● THE REQUEST
Without the images, output each record below as it stands.

● RECORDS
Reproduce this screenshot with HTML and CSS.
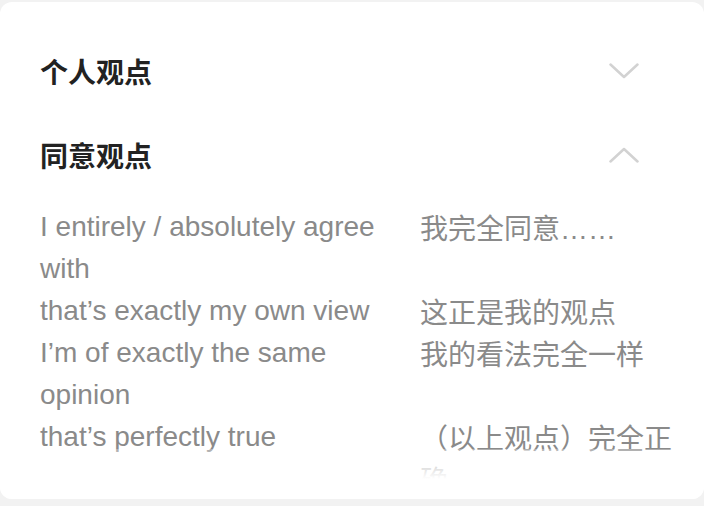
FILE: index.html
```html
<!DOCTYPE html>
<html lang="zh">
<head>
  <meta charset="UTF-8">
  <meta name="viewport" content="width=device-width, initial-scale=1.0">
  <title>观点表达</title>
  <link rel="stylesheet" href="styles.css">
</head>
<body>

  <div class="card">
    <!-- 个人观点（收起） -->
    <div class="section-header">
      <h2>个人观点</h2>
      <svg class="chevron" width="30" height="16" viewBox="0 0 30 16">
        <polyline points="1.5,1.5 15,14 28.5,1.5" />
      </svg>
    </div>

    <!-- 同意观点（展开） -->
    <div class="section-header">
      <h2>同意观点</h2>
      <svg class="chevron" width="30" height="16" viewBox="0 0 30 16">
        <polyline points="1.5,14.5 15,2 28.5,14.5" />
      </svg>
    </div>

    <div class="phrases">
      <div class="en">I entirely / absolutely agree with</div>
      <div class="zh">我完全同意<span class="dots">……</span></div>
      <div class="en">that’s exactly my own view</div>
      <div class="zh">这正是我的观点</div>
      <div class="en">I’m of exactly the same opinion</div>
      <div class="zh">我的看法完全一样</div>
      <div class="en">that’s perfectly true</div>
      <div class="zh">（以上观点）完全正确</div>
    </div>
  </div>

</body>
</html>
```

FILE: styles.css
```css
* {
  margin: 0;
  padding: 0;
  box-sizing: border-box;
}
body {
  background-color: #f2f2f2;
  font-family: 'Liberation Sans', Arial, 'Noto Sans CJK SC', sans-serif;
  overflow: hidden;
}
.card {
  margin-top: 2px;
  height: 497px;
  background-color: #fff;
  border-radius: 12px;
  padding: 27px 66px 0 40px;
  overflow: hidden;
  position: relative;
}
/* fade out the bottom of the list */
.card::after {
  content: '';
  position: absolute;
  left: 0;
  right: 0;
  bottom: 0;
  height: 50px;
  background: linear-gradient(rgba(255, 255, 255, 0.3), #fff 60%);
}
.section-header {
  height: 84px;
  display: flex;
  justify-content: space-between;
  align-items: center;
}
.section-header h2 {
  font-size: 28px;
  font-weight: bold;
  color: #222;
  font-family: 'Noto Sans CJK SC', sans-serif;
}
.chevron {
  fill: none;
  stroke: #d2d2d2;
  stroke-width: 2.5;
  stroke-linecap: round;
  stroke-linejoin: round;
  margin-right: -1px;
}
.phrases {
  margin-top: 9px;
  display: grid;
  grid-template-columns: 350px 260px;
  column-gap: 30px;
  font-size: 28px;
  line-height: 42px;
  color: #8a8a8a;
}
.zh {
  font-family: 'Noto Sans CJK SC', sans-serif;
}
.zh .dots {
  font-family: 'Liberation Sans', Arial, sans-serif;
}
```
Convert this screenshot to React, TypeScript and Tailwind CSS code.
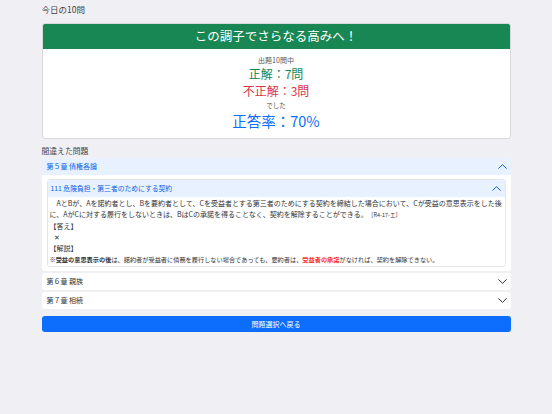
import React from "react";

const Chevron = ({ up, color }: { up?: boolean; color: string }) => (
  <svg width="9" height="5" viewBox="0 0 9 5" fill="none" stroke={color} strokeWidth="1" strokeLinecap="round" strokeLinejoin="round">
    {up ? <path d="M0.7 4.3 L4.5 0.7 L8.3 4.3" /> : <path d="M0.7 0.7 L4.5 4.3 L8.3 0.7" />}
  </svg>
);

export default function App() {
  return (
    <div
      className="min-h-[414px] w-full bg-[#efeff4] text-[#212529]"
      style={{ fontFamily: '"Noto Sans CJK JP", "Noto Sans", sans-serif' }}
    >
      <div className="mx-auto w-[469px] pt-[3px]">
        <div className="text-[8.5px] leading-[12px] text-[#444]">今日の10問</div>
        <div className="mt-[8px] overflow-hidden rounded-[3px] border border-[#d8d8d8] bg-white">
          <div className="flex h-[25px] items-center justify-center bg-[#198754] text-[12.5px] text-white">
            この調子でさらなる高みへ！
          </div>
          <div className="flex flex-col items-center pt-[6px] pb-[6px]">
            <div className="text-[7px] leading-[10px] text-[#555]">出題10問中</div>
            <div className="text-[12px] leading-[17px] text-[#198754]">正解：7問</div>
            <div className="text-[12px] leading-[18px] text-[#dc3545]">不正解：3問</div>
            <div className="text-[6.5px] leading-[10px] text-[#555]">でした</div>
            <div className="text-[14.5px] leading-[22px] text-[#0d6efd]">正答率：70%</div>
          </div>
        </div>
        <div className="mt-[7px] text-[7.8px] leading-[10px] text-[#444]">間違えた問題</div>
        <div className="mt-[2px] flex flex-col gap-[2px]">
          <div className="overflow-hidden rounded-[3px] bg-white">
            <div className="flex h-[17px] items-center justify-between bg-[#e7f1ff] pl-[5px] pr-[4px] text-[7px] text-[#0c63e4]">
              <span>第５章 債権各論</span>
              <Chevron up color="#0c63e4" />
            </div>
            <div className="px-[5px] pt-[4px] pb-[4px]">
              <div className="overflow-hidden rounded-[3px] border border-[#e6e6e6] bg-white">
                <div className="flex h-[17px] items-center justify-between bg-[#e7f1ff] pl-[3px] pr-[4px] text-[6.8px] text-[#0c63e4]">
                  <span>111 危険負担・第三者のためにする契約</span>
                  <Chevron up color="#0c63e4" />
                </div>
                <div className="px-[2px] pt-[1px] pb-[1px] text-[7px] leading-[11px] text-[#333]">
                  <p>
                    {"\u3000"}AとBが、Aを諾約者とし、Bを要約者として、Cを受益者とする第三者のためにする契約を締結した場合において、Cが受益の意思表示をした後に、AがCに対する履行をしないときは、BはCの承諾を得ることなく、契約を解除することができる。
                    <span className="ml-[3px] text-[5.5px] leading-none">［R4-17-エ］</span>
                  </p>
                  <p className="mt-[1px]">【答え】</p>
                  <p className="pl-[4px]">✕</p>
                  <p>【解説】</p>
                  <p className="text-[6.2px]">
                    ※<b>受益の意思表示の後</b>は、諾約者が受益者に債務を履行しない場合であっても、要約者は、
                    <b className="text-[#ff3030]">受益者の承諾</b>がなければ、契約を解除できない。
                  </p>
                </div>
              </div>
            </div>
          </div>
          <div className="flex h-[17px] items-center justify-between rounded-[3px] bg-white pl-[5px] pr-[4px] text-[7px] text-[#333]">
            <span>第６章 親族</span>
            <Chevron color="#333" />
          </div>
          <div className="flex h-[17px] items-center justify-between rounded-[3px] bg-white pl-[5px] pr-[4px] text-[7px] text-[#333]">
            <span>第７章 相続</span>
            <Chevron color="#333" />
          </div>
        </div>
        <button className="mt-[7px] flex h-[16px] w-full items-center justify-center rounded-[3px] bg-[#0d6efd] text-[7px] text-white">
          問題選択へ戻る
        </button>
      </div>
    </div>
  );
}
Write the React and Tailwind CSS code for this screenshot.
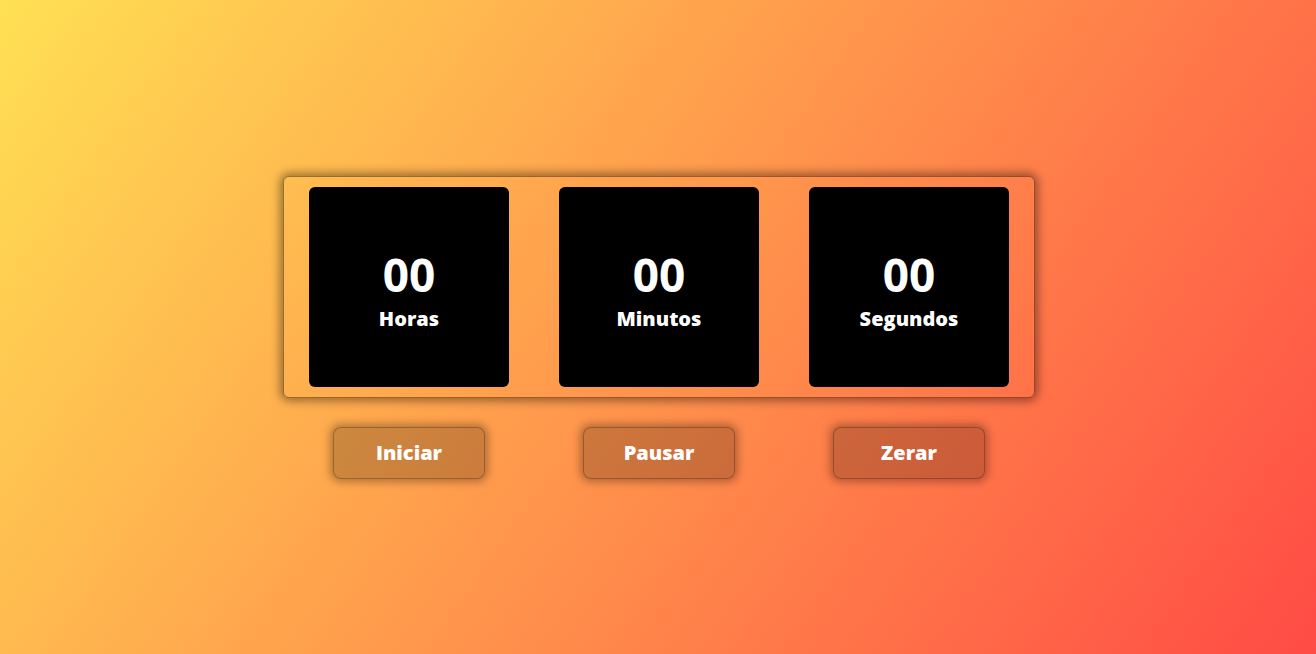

● SOLUTION FOR THIS EXERCISE
Reproduce this screenshot with HTML and CSS.
FILE: index.html
```html
<!DOCTYPE html>
<html lang="zh">
<head>
  <meta charset="UTF-8">
  <meta name="viewport" content="width=device-width, initial-scale=1.0">
  <title>观点表达</title>
  <link rel="stylesheet" href="styles.css">
</head>
<body>

  <div class="card">
    <!-- 个人观点（收起） -->
    <div class="section-header">
      <h2>个人观点</h2>
      <svg class="chevron" width="30" height="16" viewBox="0 0 30 16">
        <polyline points="1.5,1.5 15,14 28.5,1.5" />
      </svg>
    </div>

    <!-- 同意观点（展开） -->
    <div class="section-header">
      <h2>同意观点</h2>
      <svg class="chevron" width="30" height="16" viewBox="0 0 30 16">
        <polyline points="1.5,14.5 15,2 28.5,14.5" />
      </svg>
    </div>

    <div class="phrases">
      <div class="en">I entirely / absolutely agree with</div>
      <div class="zh">我完全同意<span class="dots">……</span></div>
      <div class="en">that’s exactly my own view</div>
      <div class="zh">这正是我的观点</div>
      <div class="en">I’m of exactly the same opinion</div>
      <div class="zh">我的看法完全一样</div>
      <div class="en">that’s perfectly true</div>
      <div class="zh">（以上观点）完全正确</div>
    </div>
  </div>

</body>
</html>
```

FILE: styles.css
```css
* {
  margin: 0;
  padding: 0;
  box-sizing: border-box;
}
body {
  background-color: #f2f2f2;
  font-family: 'Liberation Sans', Arial, 'Noto Sans CJK SC', sans-serif;
  overflow: hidden;
}
.card {
  margin-top: 2px;
  height: 497px;
  background-color: #fff;
  border-radius: 12px;
  padding: 27px 66px 0 40px;
  overflow: hidden;
  position: relative;
}
/* fade out the bottom of the list */
.card::after {
  content: '';
  position: absolute;
  left: 0;
  right: 0;
  bottom: 0;
  height: 50px;
  background: linear-gradient(rgba(255, 255, 255, 0.3), #fff 60%);
}
.section-header {
  height: 84px;
  display: flex;
  justify-content: space-between;
  align-items: center;
}
.section-header h2 {
  font-size: 28px;
  font-weight: bold;
  color: #222;
  font-family: 'Noto Sans CJK SC', sans-serif;
}
.chevron {
  fill: none;
  stroke: #d2d2d2;
  stroke-width: 2.5;
  stroke-linecap: round;
  stroke-linejoin: round;
  margin-right: -1px;
}
.phrases {
  margin-top: 9px;
  display: grid;
  grid-template-columns: 350px 260px;
  column-gap: 30px;
  font-size: 28px;
  line-height: 42px;
  color: #8a8a8a;
}
.zh {
  font-family: 'Noto Sans CJK SC', sans-serif;
}
.zh .dots {
  font-family: 'Liberation Sans', Arial, sans-serif;
}
```
Convert this screenshot to React, TypeScript and Tailwind CSS code.
import React from "react";

const Chevron = ({ up, color }: { up?: boolean; color: string }) => (
  <svg width="9" height="5" viewBox="0 0 9 5" fill="none" stroke={color} strokeWidth="1" strokeLinecap="round" strokeLinejoin="round">
    {up ? <path d="M0.7 4.3 L4.5 0.7 L8.3 4.3" /> : <path d="M0.7 0.7 L4.5 4.3 L8.3 0.7" />}
  </svg>
);

export default function App() {
  return (
    <div
      className="min-h-[414px] w-full bg-[#efeff4] text-[#212529]"
      style={{ fontFamily: '"Noto Sans CJK JP", "Noto Sans", sans-serif' }}
    >
      <div className="mx-auto w-[469px] pt-[3px]">
        <div className="text-[8.5px] leading-[12px] text-[#444]">今日の10問</div>
        <div className="mt-[8px] overflow-hidden rounded-[3px] border border-[#d8d8d8] bg-white">
          <div className="flex h-[25px] items-center justify-center bg-[#198754] text-[12.5px] text-white">
            この調子でさらなる高みへ！
          </div>
          <div className="flex flex-col items-center pt-[6px] pb-[6px]">
            <div className="text-[7px] leading-[10px] text-[#555]">出題10問中</div>
            <div className="text-[12px] leading-[17px] text-[#198754]">正解：7問</div>
            <div className="text-[12px] leading-[18px] text-[#dc3545]">不正解：3問</div>
            <div className="text-[6.5px] leading-[10px] text-[#555]">でした</div>
            <div className="text-[14.5px] leading-[22px] text-[#0d6efd]">正答率：70%</div>
          </div>
        </div>
        <div className="mt-[7px] text-[7.8px] leading-[10px] text-[#444]">間違えた問題</div>
        <div className="mt-[2px] flex flex-col gap-[2px]">
          <div className="overflow-hidden rounded-[3px] bg-white">
            <div className="flex h-[17px] items-center justify-between bg-[#e7f1ff] pl-[5px] pr-[4px] text-[7px] text-[#0c63e4]">
              <span>第５章 債権各論</span>
              <Chevron up color="#0c63e4" />
            </div>
            <div className="px-[5px] pt-[4px] pb-[4px]">
              <div className="overflow-hidden rounded-[3px] border border-[#e6e6e6] bg-white">
                <div className="flex h-[17px] items-center justify-between bg-[#e7f1ff] pl-[3px] pr-[4px] text-[6.8px] text-[#0c63e4]">
                  <span>111 危険負担・第三者のためにする契約</span>
                  <Chevron up color="#0c63e4" />
                </div>
                <div className="px-[2px] pt-[1px] pb-[1px] text-[7px] leading-[11px] text-[#333]">
                  <p>
                    {"\u3000"}AとBが、Aを諾約者とし、Bを要約者として、Cを受益者とする第三者のためにする契約を締結した場合において、Cが受益の意思表示をした後に、AがCに対する履行をしないときは、BはCの承諾を得ることなく、契約を解除することができる。
                    <span className="ml-[3px] text-[5.5px] leading-none">［R4-17-エ］</span>
                  </p>
                  <p className="mt-[1px]">【答え】</p>
                  <p className="pl-[4px]">✕</p>
                  <p>【解説】</p>
                  <p className="text-[6.2px]">
                    ※<b>受益の意思表示の後</b>は、諾約者が受益者に債務を履行しない場合であっても、要約者は、
                    <b className="text-[#ff3030]">受益者の承諾</b>がなければ、契約を解除できない。
                  </p>
                </div>
              </div>
            </div>
          </div>
          <div className="flex h-[17px] items-center justify-between rounded-[3px] bg-white pl-[5px] pr-[4px] text-[7px] text-[#333]">
            <span>第６章 親族</span>
            <Chevron color="#333" />
          </div>
          <div className="flex h-[17px] items-center justify-between rounded-[3px] bg-white pl-[5px] pr-[4px] text-[7px] text-[#333]">
            <span>第７章 相続</span>
            <Chevron color="#333" />
          </div>
        </div>
        <button className="mt-[7px] flex h-[16px] w-full items-center justify-center rounded-[3px] bg-[#0d6efd] text-[7px] text-white">
          問題選択へ戻る
        </button>
      </div>
    </div>
  );
}
Write the React and Tailwind CSS code for this screenshot.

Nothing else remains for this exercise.